UNITED STATES DISTRICT COURT WESTERN DISTRICT OF NORTH CAROLINA ASHEVILLE DIVISION
Dec 21, 2018
1:18-cv-00355-FDW (W.D.N.C. Dec. 21, 2018)

Opinion

1:18-cv-00355-FDW

12-21-2018

EDDRICCO LI'SHAUN BROWN-BEY, Petitioner, v. ERIK A HOOKS, et al., Respondents.


ORDER

THIS MATTER is before the Court upon initial review of Eddricco Li'shaun Brown-Bey's Petition for Writ of Habeas Corpus pursuant to 28 U.S.C. § 2254. (Doc. No. 1.)

I. BACKGROUND

Petitioner is a prisoner of the State of North Carolina, who, according to North Carolina Department of Public Safety ("NCDPS") records, was convicted on September 20, 2016, in Mitchell County Superior Court of one count of drug trafficking, two counts of obtaining a controlled substance by fraud, one count of attempting to obtain a controlled substance by fraud, and attaining the status of an habitual felon. He was sentenced to 102-135 months in prison. See NCDPS Public Offender Information, available at http://webapps6.doc.state.nc.us/opi/offendersearch.do?method=view (Offender # 0700738).

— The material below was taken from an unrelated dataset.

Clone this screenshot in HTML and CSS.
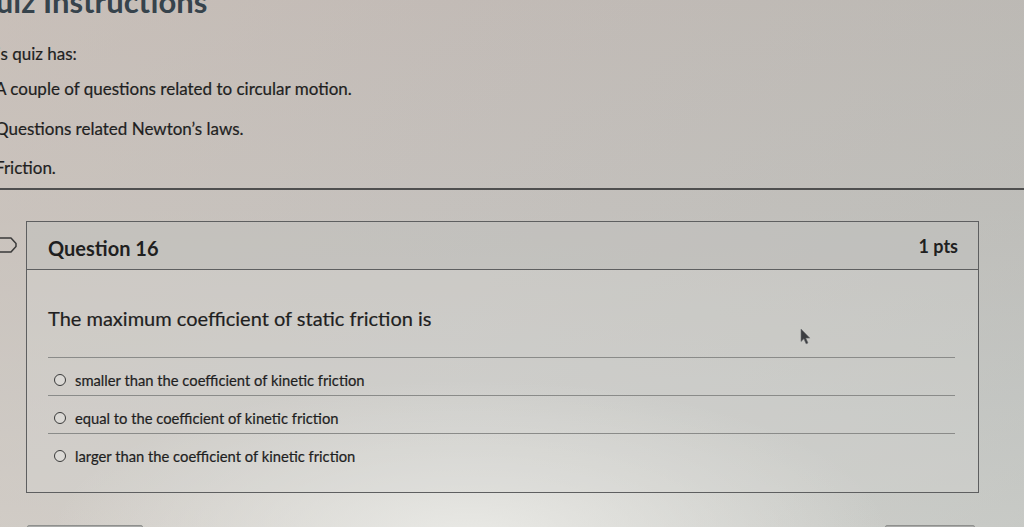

According to the instant Petition, Petitioner filed a motion for appropriate relief ("MAR") in Mitchell County, two petitions for writ of habeas corpus in the state courts, and one federal petition for writ of habeas corpus. (§ 2254 Pet. 7, Doc. No. 1.) He provides no other details regarding these filings, but federal court records show that on April 19, 2017, Petitioner filed a petition for writ of habeas corpus in the U.S. District Court for the District of Columbia, demanding to be released from incarceration on the grounds that North Carolina identifies him as "Black" rather than as a Moorish American National, that the term "Black" is a "slave label," and that slaves are property that cannot commit crimes. See Pet., Brown-Bey v. State of North Carolina, et al., No. 1:17-cv-00722-UNA (D.D.C.), Doc. No. 1. The D.C. Court dismissed the petition as frivolous. Id. at Doc. Nos. 3-4.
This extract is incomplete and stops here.